__Information shown__

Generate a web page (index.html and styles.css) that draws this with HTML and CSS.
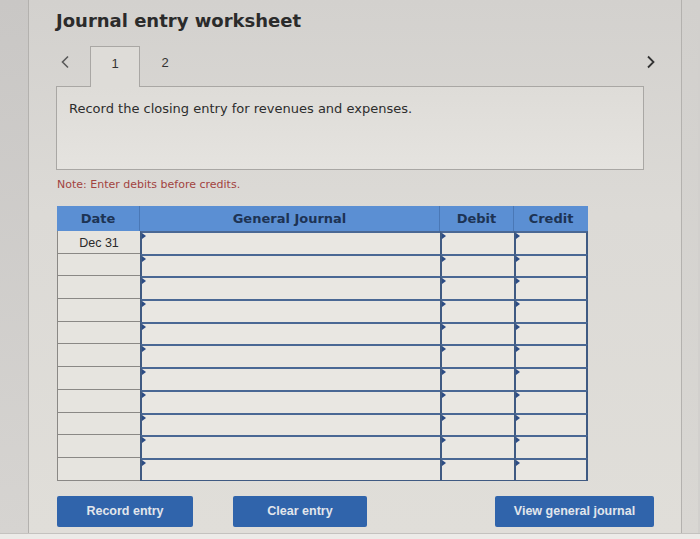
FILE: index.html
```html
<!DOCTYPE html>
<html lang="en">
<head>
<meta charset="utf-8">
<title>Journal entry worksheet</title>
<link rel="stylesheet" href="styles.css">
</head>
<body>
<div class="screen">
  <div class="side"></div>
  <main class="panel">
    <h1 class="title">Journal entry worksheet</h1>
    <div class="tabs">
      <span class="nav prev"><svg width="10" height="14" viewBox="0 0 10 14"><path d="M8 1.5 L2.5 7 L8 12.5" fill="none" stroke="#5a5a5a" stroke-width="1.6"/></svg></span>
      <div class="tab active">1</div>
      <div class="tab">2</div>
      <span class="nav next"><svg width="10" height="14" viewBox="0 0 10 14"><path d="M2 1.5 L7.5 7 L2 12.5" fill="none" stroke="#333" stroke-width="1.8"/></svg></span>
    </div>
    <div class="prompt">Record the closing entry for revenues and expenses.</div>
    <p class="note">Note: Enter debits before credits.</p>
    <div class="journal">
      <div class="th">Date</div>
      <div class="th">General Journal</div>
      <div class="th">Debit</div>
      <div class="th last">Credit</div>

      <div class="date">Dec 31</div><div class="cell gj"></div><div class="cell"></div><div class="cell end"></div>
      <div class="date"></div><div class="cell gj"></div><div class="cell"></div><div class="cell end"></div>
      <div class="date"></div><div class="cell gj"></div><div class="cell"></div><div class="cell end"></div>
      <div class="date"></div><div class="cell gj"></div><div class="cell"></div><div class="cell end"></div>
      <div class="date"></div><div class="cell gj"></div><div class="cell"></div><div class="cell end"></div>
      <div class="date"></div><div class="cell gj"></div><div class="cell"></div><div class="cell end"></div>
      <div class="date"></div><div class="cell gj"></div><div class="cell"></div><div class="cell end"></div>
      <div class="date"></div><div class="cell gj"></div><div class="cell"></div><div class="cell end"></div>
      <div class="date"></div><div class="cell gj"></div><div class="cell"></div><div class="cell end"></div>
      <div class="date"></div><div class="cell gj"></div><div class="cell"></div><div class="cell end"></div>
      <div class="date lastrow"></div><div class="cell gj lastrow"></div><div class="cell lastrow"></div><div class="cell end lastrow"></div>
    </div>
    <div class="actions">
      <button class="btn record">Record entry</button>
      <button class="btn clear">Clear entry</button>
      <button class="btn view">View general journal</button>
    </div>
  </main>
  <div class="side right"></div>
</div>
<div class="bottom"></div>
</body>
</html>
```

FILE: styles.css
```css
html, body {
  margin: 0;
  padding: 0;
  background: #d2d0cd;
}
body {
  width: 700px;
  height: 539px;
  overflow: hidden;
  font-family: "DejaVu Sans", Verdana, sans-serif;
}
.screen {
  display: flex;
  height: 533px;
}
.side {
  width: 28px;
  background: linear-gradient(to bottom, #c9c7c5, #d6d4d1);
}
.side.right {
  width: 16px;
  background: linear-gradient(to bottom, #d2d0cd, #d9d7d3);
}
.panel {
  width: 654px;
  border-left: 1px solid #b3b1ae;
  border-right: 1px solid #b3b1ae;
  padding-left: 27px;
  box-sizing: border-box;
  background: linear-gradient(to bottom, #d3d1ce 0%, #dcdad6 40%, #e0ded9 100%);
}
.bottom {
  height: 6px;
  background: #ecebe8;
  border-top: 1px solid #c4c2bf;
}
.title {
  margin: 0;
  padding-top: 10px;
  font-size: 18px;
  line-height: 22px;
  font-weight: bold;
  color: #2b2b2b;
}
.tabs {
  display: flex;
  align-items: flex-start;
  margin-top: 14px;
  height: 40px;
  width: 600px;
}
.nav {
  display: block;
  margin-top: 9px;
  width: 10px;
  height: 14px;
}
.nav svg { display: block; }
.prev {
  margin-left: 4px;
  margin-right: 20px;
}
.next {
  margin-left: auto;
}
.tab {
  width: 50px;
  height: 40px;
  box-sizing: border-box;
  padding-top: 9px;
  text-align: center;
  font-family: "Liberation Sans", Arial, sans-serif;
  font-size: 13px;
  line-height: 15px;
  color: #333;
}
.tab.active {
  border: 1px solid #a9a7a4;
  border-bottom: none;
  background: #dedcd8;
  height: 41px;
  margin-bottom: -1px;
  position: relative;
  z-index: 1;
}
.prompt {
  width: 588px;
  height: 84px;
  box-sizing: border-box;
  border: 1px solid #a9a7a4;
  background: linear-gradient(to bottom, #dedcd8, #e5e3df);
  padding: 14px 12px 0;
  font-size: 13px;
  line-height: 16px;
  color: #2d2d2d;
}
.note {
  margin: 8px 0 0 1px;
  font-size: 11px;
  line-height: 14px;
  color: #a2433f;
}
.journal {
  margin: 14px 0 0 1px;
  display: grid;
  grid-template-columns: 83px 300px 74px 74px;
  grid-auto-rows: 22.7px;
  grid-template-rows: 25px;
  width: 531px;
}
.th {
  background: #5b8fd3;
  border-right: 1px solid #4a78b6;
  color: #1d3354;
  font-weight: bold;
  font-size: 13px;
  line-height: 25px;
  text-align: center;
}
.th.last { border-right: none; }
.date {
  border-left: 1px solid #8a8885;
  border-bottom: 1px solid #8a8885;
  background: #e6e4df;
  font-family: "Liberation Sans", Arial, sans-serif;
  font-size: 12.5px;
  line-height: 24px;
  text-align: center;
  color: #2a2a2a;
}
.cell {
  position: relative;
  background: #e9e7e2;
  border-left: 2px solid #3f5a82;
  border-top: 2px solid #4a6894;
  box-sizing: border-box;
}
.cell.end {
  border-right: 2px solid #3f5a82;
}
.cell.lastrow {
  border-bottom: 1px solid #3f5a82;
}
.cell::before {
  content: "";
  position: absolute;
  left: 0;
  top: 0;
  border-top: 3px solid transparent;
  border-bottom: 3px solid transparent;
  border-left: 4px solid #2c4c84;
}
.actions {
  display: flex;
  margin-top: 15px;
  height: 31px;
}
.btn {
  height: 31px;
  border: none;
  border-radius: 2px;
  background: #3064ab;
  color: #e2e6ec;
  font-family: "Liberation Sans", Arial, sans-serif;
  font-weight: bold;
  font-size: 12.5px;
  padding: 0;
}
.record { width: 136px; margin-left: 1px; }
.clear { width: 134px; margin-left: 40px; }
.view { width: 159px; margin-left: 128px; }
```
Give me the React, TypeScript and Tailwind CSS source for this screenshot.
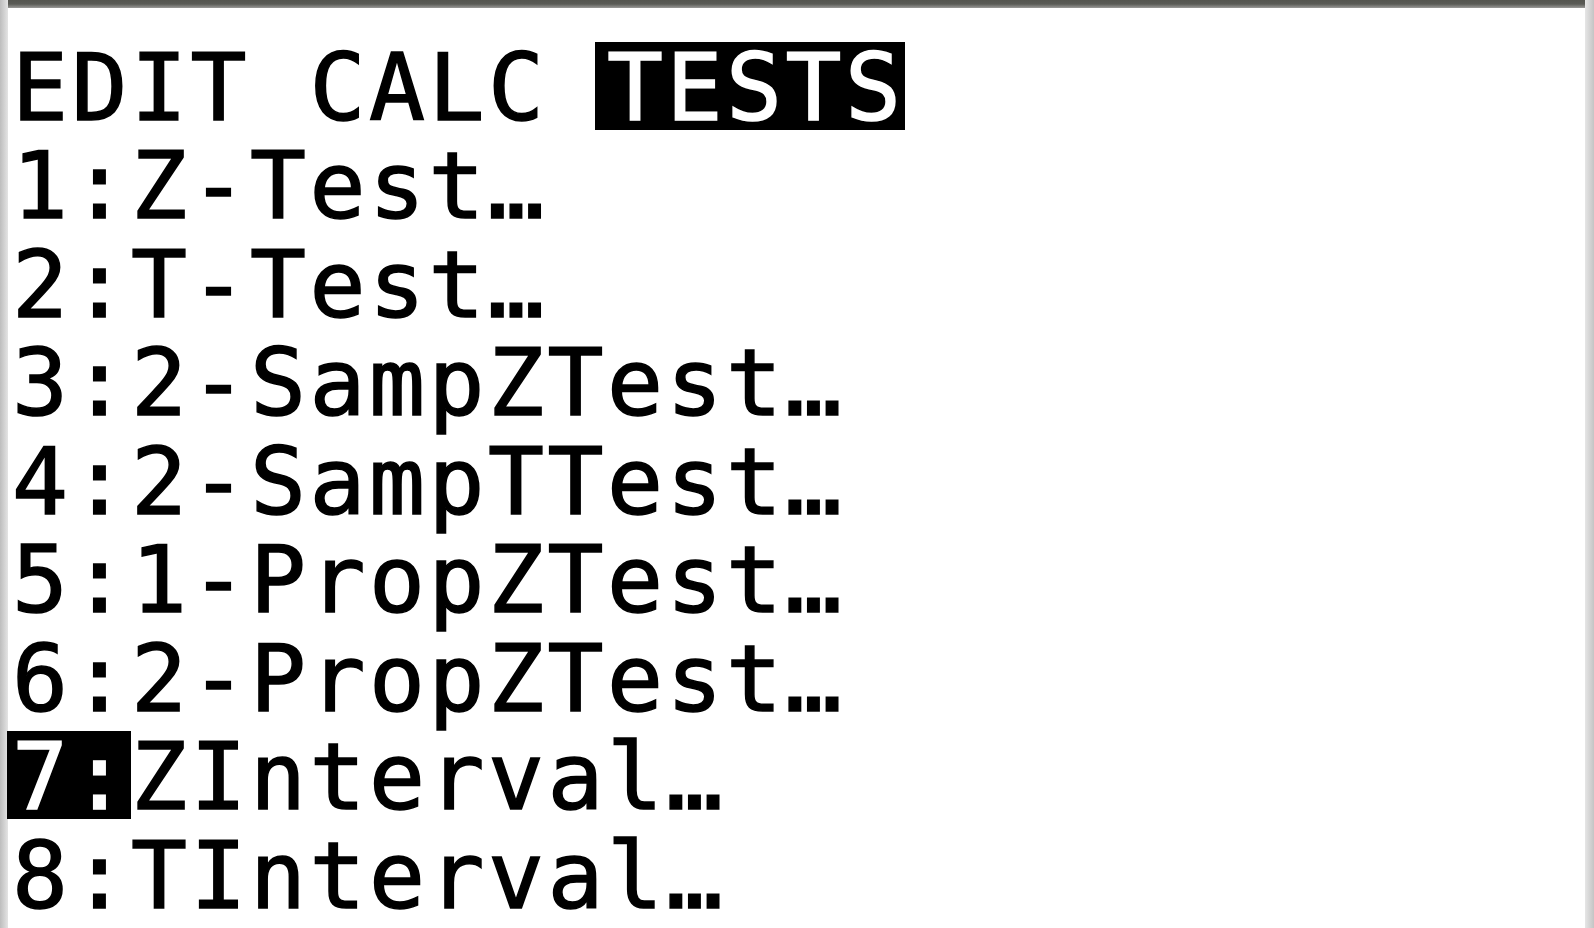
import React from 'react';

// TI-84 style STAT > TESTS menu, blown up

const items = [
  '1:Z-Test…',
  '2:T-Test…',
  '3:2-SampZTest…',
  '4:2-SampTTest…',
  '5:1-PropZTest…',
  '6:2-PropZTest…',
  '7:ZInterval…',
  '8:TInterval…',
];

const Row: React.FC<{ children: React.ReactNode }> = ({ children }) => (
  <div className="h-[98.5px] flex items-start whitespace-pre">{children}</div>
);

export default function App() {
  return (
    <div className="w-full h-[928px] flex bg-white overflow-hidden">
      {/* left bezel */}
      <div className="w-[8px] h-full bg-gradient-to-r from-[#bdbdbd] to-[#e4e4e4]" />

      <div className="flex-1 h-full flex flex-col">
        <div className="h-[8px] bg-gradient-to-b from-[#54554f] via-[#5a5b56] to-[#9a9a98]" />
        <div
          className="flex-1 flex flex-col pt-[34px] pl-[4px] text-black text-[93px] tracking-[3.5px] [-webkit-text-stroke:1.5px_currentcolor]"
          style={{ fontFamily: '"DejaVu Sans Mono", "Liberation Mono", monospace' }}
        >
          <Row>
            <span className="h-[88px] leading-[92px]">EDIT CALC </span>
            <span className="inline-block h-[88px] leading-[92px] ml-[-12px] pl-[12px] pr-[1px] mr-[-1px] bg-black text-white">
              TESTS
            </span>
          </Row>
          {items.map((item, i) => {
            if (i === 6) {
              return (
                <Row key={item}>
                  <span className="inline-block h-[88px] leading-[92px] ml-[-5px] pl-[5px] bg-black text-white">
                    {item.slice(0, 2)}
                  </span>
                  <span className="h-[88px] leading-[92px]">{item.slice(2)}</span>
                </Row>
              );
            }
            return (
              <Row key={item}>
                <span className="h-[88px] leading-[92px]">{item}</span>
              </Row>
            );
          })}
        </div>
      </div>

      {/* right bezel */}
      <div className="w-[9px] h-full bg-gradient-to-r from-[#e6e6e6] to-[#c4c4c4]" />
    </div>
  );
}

__Task details__
Within the listing above, copy each line that has the string "this".

__Response to the exercise__
Generate a web page (index.html and styles.css) that draws this with HTML and CSS.
Give me the React, TypeScript and Tailwind CSS source for this screenshot.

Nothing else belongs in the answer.